"Paradise Papers" : "La France peut être montrée du doigt"
Pour Dominique Plihon, porte-parole d’Attac et professeur d’économie à Paris Nord, la France est également responsable dans l'affaire des "Paradise Papers". Il pointe un manque de volonté gouvernementale pour lutter contre l'optimisation et l'évasion fiscales.
Dominique Plihon, porte-parole d’Attac et professeur d’économie à Paris Nord, a estimé mardi 7 novembre sur franceinfo que la France n'est pas exempte de tous reproches après la révélation des "Paradise Papers". Selon lui, les efforts pour endiguer les systèmes d'optimisation et d'évasion fiscales ont été insuffisants.
franceinfo : Du point de vue du droit, ces pratiques sont légales. Qu'est ce qui peut obliger ces firmes à changer de comportement ?
Dominique Plihon : Ces pratiques sont légales ; cela révèle que les législations fiscales sont inadaptées et trop peu contraignantes pour éviter cette évasion fiscale. Deux propositions permettraient de porter atteinte à ces pratiques inacceptables. La première, c'est d'avoir une taxation unitaire des entreprises multinationales : cela veut dire que l'on considère ces entreprises comme une entité unique, taxée à un taux global, et non pas comme une entreprise avec de multiples filiales à travers le monde, taxée dans des paradis fiscaux à des taux très bas, voire proches de zéro. La deuxième, complémentaire, serait le "reporting public", pays par pays, de la part des multinationales : c'est-à-dire d'imposer aux entreprises transnationales de déclarer leur activité dans le monde entier, dans leurs filiales, à l'étranger et donc en particulier dans les paradis fiscaux. Ce serait un moyen très utile pour instaurer la transparence, ainsi que pour permettre aux citoyens d'être au courant et de faire pression sur ces entreprises qui auraient des pratiques trop agressives.

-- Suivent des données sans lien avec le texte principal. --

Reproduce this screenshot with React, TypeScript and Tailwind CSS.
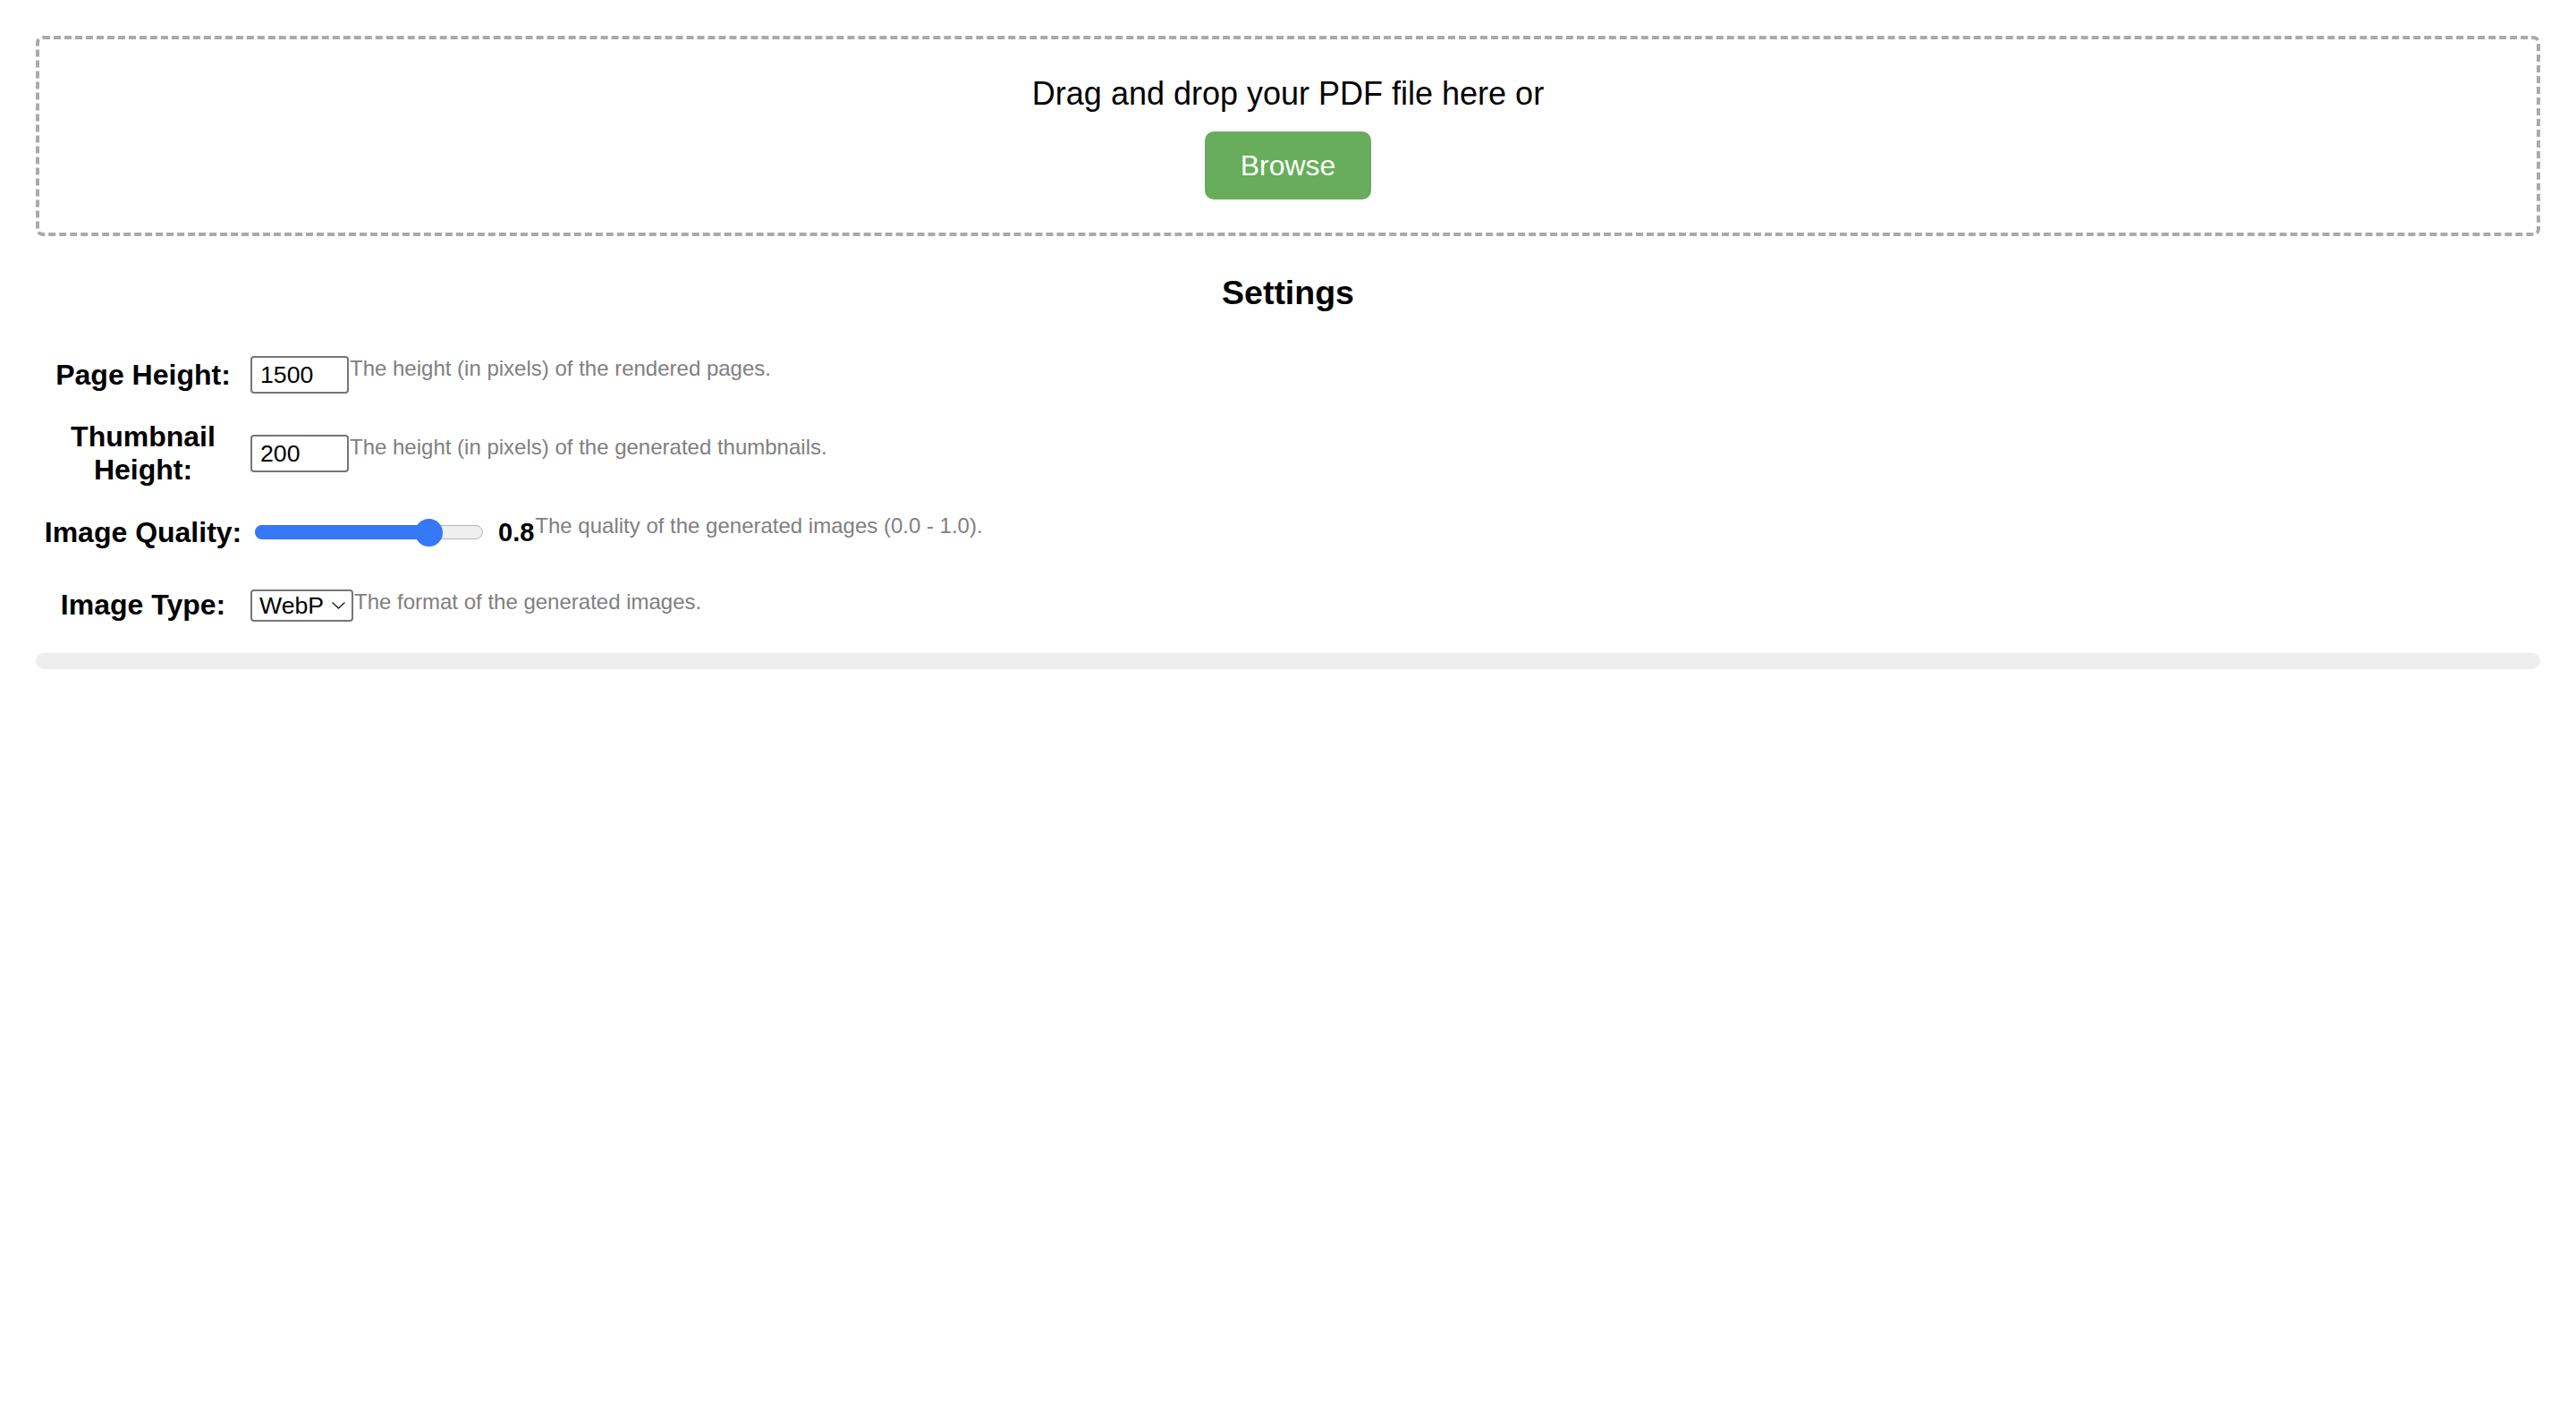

Nike doit supprimer son mécanisme fiscal, mais pas avant janvier 2020. Est-ce trop tard ?
Il faut agir tout de suite parce que les choses sont claires aujourd'hui. Il y a des manques à gagner considérables pour les Etats. Les "Paradise Papers" citent le chiffre de 350 milliards d'euros amputés chaque année aux budgets des États. Pour la France, la Cour des comptes a estimé que ces pratiques amputaient le budget de 60 milliards. C'est quelque chose qui est récurrent, ce n'est pas nouveau. Il est urgent d'agir.
Pour vous, il y a un manque de volonté gouvernementale sur ce dossier ?
Oui, on pense que la France peut être montrée du doigt. Au moment de la discussion à l'Assemblée nationale sur la moralisation de la vie publique, un amendement avait été proposé pour supprimer ce qu'on appelle en France le "verrou de Bercy" : la possibilité qu'a le ministre du Budget de bloquer toutes les poursuites judiciaires contre une entreprise qui pratiquerait une optimisation fiscale jugée trop agressive. C'est un moyen, dans le plus grand secret, de négocier des accords dont les citoyens, les contribuables, ne sont pas avertis. Là, le gouvernement a refusé cet amendement. Ce qui prouve bien qu'il n'a pas la volonté d'aller de l'avant dans la judiciarisation, les poursuites judiciaires nécessaires contre les entreprises et les personnes qui pratiquent une évasion fiscale trop agressive.
Le consommateur peut-il agir ?
Les consommateurs ont un rôle à jouer, en pratiquant, par exemple, le boycott des produits d'entreprises qui pratiquent l'évasion fiscale à haute dose. Ce n'est pas la seule manière d'agir. Nous, Attac, avec une trentaine d'organisations, nous nous battons par exemple pour la mise en place de ce "reporting public", pays par pays, des multinationales. Pour le moment, le Conseil constitutionnel a rejeté un amendement dans ce sens dans la loi Sapin 2, au motif qu'il nuisait à la liberté d'entreprendre. C'est difficilement compréhensible pour les citoyens. Mais nous menons le combat et à l'échelle européenne il y a des avancées dans ce domaine. Donc la pression citoyenne porte ses fruits. Nous créons un rapport de force avec les pouvoirs publics pour limiter et stopper l'évasion fiscale.